Year of the intern

National Review, Feb 23, 1998 by Kate O'Beirne

During the Year of the Woman in 1992, a record number of women ran for the Senate, many of them expressing their determination to avenge the treatment accorded Anita Hill by male senators during the Clarence Thomas hearings. This November, these avenging female senators will be running for re-election during the Year of the Intern. At the Democratic convention in New York City during the Year of the Woman, feminists published a newsletter titled The Getting It Gazette. That title now aptly describes the adulterous adventures of the man nominated at that convention. But like battered spouses, Clinton's female supporters will bear any humiliation rather than abandon their guy.

Hillary Clinton rallied the sisterhood to provide cover for her lying Lothario, and it has meekly complied. Patricia Ireland, president of the National Organization for Women, finds the intern scandal "frustrating" because it is "such a distraction from the key issues that are facing us, questions of public policy and foreign policy." To help us all put the pesky distraction behind us, NOW is asking White House and congressional officials to sign a pledge "to reject sexually intimate relations with employees and volunteers." Now there's a campaign pledge! But not everyone needs to make such a declaration. Not everyone has Bill Clinton's contempt for women.

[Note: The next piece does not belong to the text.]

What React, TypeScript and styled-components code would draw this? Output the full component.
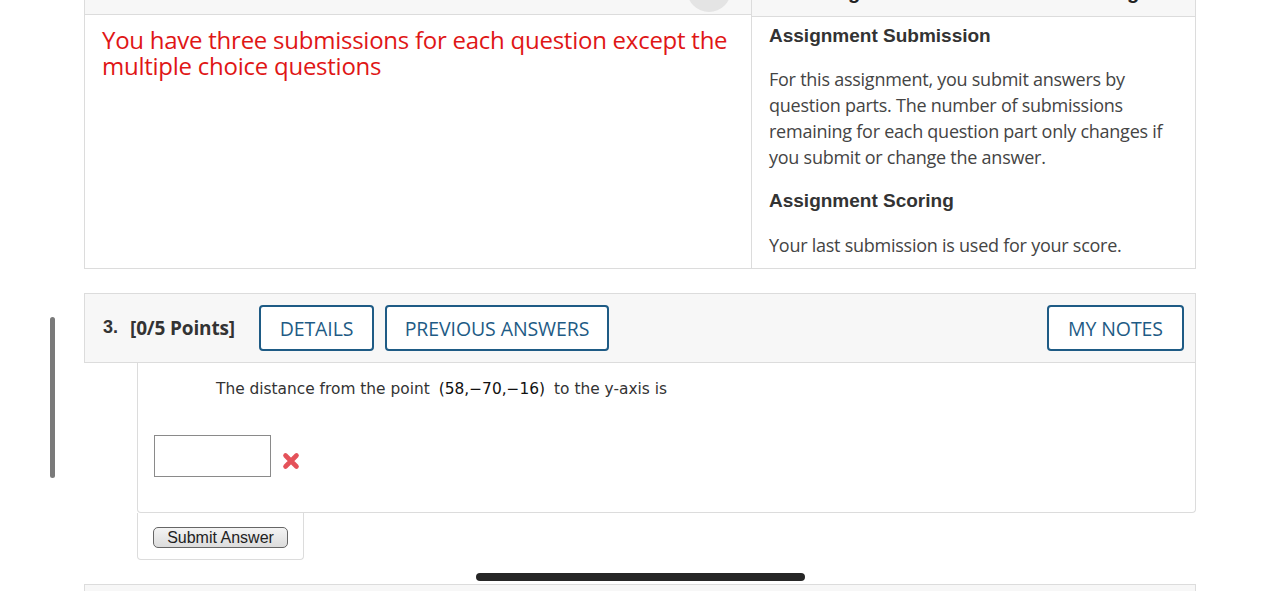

Signed pledges to keep hands off the help haven't gotten other sexual miscreants off the feminists' hook. When John Tower was nominated to be Secretary of Defense in 1989 and allegations of adulterous conduct surfaced, Sen. Barbara Mikulski (D., Md.) manned the barricades to prevent someone who "so clearly demonstrates disrespect for women" from taking the top Pentagon job. The senator declared, "The phrase `conduct unbecoming an officer' is an important concept in the U.S. military. It has been applied over the past two hundred years in order to maintain a standard of behavior that inspires respect not only of the military but of us civilians, too. I believe the Senate should apply the same standard to the man who would be second in command in the United States."

Sen. Mikulski hasn't explained what standard of behavior is appropriate for the Commander-in-Chief. But as a member of me Senate Ethics Committee, she concluded that Sen. Bob Packwood should be expelled owing to his "systematic abuse of women, power, and this Senate."

Sen. Packwood's mistreatment of women became public knowledge during his re-election campaign in 1992, but it had been well known to his feminist supporters for over twenty years. He grabbed one abortion-rights lobbyist in his office in 1982. She later explained that she did nothing about the assault because Packwood enthusiastically supported her agenda.

So long as the misbehavior of the feminists' faithful friend could be kept secret, it was. But once he had been outed as a sexual predator, his female colleagues demanded that the Ethics Committee conduct public hearings. Democratic Sens. Barbara Boxer of California, Patty Murray of Washington, Carol Moseley-Braun of Illinois, and Dianne Feinstein of California agreed that "serious allegations of misconduct by any member of the Senate should be fully and publicly aired."

Sen. Packwood was finally forced to resign in 1995. Sen. Boxer praised the "precedent-setting" Ethics Committee decision because "in recommending his expulsion they are sending a very clear message that the Senate has zero tolerance for the type of behavior he exhibited over the course of his public service." Two years earlier, Sen. Boxer had urged Packwood to resign. At that time, Sen. Feinstein declared that if he was guilty as charged, "his credibility as a United States senator is destroyed.... he should resign."

Sen. Murray was chiefly concerned with vindicating Packwood's accusers in order not to discourage similarly mistreated women from seeking redress. "If you are harassed, keep quiet, say nothing, the cards are stacked against you ever winning," she said. "Procedures, rules, and other issues will obscure the allegations being investigated."

Patricia Ireland said of the Packwood case, "This has to be a heads-up for men in power. You can't treat women as the spoils of power." Unless you're the husband of a feminist icon, and she's willing to protect you.

The Kathleen Willey and Monica Lewinsky scandals expose Bill Clinton's immorality, recklessness, contempt for women, and betrayal of his daughter. Hillary Clinton serves as his enabler in exchange for a share in his political power--he can abuse his as long as she gets to wield hers. She gets to screw around with health care, he gets to screw around. And if he gets caught like a naughty little boy, she will take charge and clean up his mess--and see her power enhanced. This is the pathetic role model feminists urge young women to emulate.

Although any self-respecting woman would prefer a Promise Keeper randomly plucked off the Washington Mall to Hillary's philandering partner, feminists sneer at husbands who celebrate fidelity and defend the country's most prominent Promise Breaker.